You know, I used to think strength was never admitting you were wrong. Now I know real strength is confessing when you’ve been dead wrong and letting the Creator rewire your thinking. I ain’t here to argue. You got rebuttals? Take ‘em up with the Creator. I’m just the messenger, scribbling what I was given.
This reflection isn’t about being better than anybody. I’m not above the fall. I’ve felt the sting of consequences. I’ve sat in the aftermath of my own ego’s explosion.
But that’s where grace met me. That’s where the Creator didn’t slap my hand He reached for it. Because He’s not out here trying to embarrass you. He’s trying to awaken you. He’s not out to shame you He wants to shape you.
But He can’t shape a heart made of stone. He can’t mold a spirit that’s too proud to bend. He can’t elevate you if you’re too busy justifying your low ground.
There’s a way that seemeth right. Oh, it’ll sparkle. It’ll even taste sweet at first. But it won’t last. Because the truth will always catch up. And when it does, it don’t knock politely it kicks the door down.
So here I am. Not perfect. Not always right. But willing. Willing to be real.
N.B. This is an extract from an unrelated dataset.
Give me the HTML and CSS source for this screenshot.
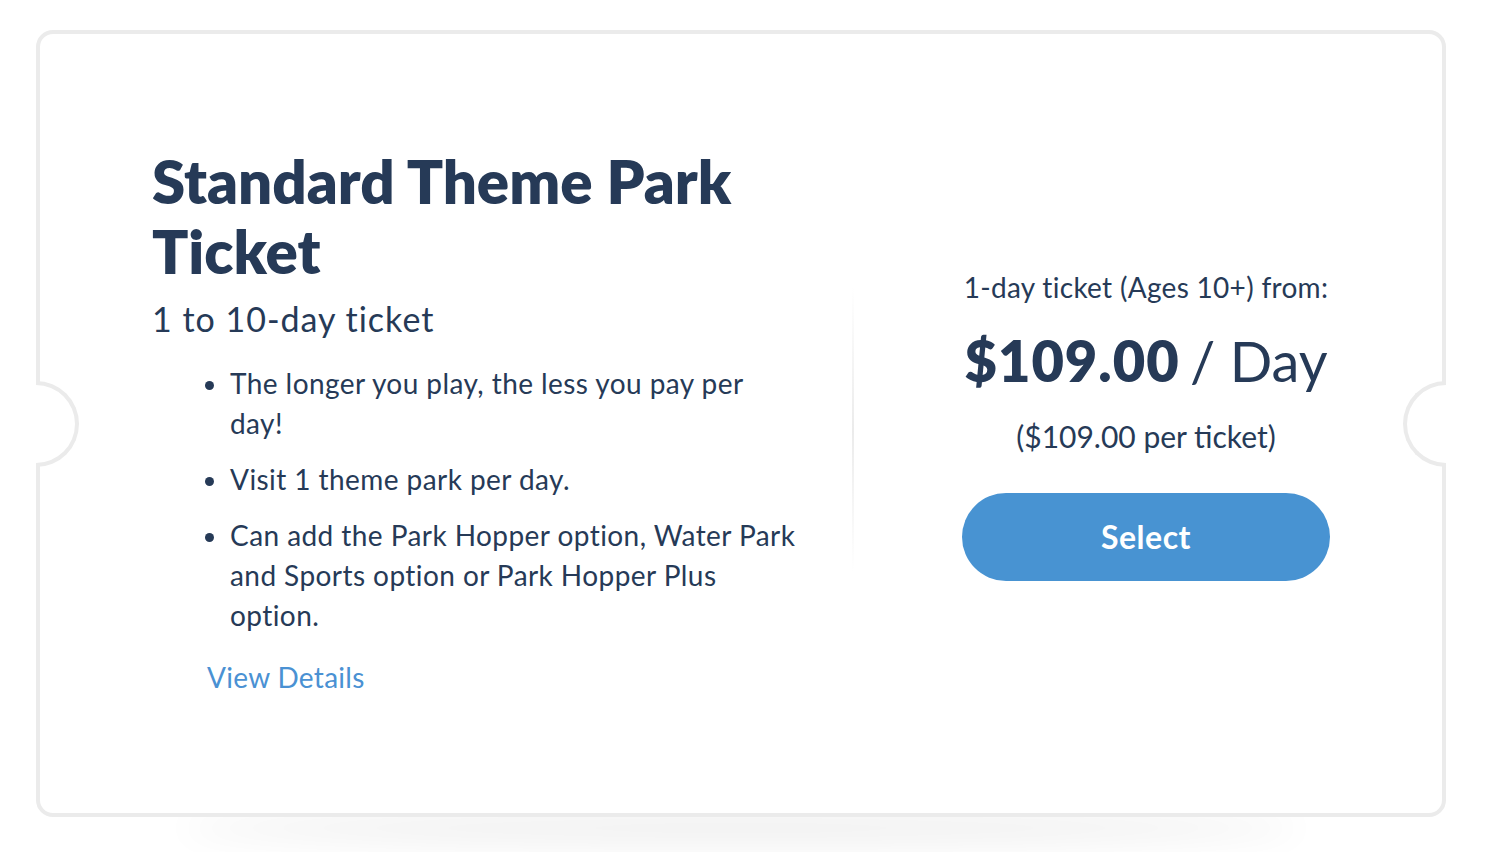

Willing to admit that what I thought was right… wasn’t. Willing to trade ego for honesty, and pride for peace. Willing to walk away from the applause of the crowd to hear the whisper of the Creator.
And if that makes me foolish in the eyes of man, then so be it. Because I’d rather walk in foolish truth than strut in smart deception.

Let the world “amen” your behavior if it wants. But I’m listening for a different kind of affirmation now. The kind that comes from above. The kind that doesn’t praise your path but perfects your purpose.
So check the path you’re on. Is it lined with comfort or conviction? Is it cheered by man or chosen by the Most High?
There is a way that seemeth right… but I’m no longer interested in what seems. I’m after what is.